Security Forces in Bahrain Fire on Mourners and Journalists
MANAMA, Bahrain — Government forces opened fire on hundreds of mourners marching toward Pearl Square Friday, sending people running away in panic amid the boom of concussion grenades. But even as the people fled, at least one helicopter sprayed fire on them and a witness reported seeing mourners crumpling to the ground.
It was not immediately clear what type of ammunition the forces were firing, but some witnesses reported live fire from automatic weapons and the crowd was screaming “live fire, live fire.” At a nearby hospital, witnesses reported seeing people with very serious injuries and gaping wounds, at least some of them caused by rubber bullets that appeared to have been fired at close range.
Even as ambulances rushed to rescue people, forces fired on medics loading the wounded into their vehicles.
A Western official said at least one person had died in the mayhem surrounding the square, and reports said at least 50 were wounded.

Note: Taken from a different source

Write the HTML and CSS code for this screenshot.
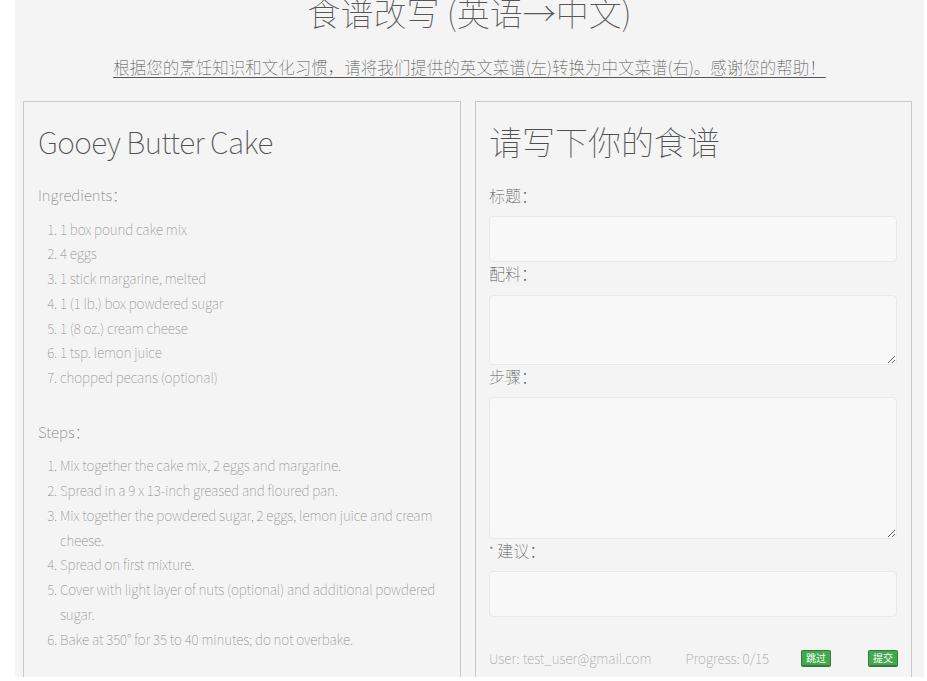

The official quoted a witness as saying that the shooters were from the military, not the police, indicating a hardening of the government’s stance against those trying to stage a popular revolt.

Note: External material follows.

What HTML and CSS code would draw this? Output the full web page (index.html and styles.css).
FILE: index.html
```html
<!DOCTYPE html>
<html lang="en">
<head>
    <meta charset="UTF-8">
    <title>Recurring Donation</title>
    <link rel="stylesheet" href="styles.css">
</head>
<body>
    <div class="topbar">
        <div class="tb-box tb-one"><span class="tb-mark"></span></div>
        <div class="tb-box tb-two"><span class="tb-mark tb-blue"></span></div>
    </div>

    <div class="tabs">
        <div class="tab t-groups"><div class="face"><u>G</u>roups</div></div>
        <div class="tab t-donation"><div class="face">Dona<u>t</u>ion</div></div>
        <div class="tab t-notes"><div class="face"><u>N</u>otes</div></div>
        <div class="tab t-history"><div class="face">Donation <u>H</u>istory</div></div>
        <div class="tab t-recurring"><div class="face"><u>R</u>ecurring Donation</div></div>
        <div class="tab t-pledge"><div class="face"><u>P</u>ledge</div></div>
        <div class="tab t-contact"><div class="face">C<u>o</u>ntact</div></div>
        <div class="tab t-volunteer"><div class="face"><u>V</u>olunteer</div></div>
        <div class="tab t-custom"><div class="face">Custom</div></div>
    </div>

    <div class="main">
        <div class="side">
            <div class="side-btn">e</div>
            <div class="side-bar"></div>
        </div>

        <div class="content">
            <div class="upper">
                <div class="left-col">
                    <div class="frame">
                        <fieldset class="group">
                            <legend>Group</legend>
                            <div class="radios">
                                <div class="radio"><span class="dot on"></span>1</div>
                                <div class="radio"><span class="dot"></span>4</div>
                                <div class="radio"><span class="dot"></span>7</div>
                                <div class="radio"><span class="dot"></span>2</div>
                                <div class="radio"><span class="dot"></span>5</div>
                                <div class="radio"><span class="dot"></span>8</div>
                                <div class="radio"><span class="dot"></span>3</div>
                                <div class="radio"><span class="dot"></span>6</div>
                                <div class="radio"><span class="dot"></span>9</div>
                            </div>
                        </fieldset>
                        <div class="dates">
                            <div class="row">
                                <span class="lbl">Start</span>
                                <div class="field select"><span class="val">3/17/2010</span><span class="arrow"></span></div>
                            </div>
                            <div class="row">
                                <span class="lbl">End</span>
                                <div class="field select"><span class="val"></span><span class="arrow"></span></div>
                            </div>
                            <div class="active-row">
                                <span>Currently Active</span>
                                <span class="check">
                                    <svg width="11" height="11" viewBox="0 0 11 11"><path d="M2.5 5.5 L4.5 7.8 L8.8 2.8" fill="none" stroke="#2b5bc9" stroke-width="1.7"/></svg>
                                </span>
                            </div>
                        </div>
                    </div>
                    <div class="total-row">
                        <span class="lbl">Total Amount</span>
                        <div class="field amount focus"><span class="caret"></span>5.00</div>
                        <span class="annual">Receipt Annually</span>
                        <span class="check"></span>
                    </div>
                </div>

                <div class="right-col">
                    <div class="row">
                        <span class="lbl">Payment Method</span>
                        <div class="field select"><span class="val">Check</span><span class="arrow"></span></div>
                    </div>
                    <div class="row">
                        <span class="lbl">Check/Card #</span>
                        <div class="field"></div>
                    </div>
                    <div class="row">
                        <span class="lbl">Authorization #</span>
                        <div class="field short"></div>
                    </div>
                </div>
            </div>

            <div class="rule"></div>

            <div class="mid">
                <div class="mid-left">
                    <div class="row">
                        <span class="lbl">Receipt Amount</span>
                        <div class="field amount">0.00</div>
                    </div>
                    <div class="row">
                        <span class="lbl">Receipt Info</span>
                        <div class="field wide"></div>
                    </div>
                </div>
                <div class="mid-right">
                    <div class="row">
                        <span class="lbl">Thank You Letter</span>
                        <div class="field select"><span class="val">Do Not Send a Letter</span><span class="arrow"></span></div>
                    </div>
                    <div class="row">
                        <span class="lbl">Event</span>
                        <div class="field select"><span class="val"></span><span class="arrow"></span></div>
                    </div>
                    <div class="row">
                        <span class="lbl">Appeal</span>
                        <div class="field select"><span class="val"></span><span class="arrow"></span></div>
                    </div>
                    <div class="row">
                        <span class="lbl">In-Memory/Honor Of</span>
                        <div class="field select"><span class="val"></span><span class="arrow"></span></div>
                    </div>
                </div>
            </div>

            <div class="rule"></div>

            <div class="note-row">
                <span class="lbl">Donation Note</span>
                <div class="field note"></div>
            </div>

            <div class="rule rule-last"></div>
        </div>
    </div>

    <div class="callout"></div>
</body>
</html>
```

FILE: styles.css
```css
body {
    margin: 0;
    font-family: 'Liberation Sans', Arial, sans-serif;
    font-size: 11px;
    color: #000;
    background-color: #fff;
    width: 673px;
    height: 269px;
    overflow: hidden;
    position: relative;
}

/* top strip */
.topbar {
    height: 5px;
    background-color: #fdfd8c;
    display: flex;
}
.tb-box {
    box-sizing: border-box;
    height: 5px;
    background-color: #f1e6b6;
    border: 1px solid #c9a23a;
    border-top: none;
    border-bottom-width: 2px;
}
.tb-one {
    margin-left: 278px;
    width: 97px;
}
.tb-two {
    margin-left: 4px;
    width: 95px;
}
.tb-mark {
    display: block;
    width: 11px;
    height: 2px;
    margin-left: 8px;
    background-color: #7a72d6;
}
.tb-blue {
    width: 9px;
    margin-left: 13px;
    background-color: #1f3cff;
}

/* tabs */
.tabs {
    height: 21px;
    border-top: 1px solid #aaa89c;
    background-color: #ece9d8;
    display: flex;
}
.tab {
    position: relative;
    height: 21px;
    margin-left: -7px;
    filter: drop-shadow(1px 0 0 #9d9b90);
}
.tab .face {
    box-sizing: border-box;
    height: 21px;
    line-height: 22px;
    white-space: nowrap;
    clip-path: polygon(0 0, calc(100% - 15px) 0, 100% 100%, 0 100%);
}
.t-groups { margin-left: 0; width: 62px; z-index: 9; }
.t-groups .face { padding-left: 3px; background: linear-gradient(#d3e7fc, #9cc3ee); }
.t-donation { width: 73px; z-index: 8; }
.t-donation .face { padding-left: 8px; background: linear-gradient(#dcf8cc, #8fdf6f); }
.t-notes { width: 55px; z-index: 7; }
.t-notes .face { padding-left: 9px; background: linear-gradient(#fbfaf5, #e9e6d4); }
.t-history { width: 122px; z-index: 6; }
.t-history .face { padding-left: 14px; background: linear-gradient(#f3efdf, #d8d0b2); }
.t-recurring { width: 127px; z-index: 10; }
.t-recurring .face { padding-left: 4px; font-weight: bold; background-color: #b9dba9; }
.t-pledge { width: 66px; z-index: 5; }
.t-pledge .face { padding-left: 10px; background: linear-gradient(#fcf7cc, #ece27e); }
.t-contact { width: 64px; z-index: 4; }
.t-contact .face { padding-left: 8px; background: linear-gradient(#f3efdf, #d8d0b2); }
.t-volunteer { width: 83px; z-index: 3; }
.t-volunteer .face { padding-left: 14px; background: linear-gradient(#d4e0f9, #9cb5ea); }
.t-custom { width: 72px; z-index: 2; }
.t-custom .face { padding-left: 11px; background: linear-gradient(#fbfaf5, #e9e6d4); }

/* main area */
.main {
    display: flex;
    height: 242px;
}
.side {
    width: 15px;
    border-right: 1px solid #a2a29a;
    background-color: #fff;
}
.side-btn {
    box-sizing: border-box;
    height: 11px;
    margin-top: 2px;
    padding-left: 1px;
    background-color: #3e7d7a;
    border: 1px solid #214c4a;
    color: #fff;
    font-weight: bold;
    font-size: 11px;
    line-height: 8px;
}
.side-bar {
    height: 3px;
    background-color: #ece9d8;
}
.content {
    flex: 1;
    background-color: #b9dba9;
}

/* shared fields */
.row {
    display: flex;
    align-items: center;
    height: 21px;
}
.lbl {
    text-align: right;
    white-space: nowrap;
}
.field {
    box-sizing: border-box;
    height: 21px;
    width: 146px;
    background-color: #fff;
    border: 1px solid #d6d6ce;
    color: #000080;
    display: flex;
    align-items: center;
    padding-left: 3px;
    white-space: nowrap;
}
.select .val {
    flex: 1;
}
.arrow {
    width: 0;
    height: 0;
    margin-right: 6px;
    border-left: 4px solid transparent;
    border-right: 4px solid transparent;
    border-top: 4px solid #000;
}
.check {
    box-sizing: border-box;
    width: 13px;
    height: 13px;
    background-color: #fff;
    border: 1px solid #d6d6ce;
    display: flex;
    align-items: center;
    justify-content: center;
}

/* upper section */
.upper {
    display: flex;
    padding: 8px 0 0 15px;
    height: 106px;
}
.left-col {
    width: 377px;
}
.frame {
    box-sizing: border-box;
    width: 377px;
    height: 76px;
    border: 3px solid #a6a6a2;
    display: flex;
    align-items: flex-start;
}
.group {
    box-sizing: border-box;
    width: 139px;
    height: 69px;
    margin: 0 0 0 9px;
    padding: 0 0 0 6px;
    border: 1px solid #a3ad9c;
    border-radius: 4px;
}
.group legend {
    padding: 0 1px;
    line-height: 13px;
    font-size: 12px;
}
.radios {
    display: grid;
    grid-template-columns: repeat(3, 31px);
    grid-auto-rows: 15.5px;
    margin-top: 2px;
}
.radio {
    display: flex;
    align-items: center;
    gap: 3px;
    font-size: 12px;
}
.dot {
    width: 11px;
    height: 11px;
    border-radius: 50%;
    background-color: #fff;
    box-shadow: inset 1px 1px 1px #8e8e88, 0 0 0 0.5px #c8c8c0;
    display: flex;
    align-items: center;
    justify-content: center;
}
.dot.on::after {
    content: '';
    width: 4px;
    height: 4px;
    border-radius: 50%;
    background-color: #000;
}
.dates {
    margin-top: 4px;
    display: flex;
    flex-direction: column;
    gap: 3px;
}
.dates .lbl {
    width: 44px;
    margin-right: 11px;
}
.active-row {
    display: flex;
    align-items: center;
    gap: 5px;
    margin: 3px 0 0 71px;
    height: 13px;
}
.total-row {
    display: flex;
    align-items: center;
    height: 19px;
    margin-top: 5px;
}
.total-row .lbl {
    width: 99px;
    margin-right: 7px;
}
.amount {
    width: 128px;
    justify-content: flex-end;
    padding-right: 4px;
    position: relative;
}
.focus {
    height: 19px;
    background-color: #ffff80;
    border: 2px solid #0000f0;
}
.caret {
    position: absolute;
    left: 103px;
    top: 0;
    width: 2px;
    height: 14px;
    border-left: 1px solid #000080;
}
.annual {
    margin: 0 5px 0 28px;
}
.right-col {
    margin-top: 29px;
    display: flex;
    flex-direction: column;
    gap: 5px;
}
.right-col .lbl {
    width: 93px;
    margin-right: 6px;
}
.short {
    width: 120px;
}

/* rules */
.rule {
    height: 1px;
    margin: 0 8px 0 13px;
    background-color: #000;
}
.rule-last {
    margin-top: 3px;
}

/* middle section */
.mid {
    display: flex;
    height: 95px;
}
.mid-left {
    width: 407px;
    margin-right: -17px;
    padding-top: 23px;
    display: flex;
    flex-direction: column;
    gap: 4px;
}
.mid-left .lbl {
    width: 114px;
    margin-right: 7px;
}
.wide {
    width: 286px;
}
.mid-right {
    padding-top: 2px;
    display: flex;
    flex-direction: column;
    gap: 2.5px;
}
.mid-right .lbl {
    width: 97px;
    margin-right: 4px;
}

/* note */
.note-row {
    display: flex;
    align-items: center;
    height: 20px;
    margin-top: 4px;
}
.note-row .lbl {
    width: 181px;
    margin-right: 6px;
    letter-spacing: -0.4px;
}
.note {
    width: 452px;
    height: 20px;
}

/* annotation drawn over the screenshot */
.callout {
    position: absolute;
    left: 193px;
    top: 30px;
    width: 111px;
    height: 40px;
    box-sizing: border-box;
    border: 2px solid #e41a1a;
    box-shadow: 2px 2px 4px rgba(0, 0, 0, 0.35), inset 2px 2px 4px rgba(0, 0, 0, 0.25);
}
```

The mourners who were trying to march on symbolic Pearl Square were mostly young men who had been part of a funeral procession for a protester killed in an earlier crackdown by police.
Minutes after the first shots were fired, forces in a helicopter that had been shooting at the crowds, opened fire at a Western reporter and videographer who were filming a sequence on the latest violence.
At least seven people had died in clampdowns before Friday’s violence.
Aside from obvious concerns about Bahrain firing on its own people, Americans should pay closer attention to this for one simple reason: The Fifth Fleet is based just outside Manama.
What happens in Bahrain, regardless of the protest’s outcome, will dramatically change the United States’ outlook on the region, if it hasn’t already.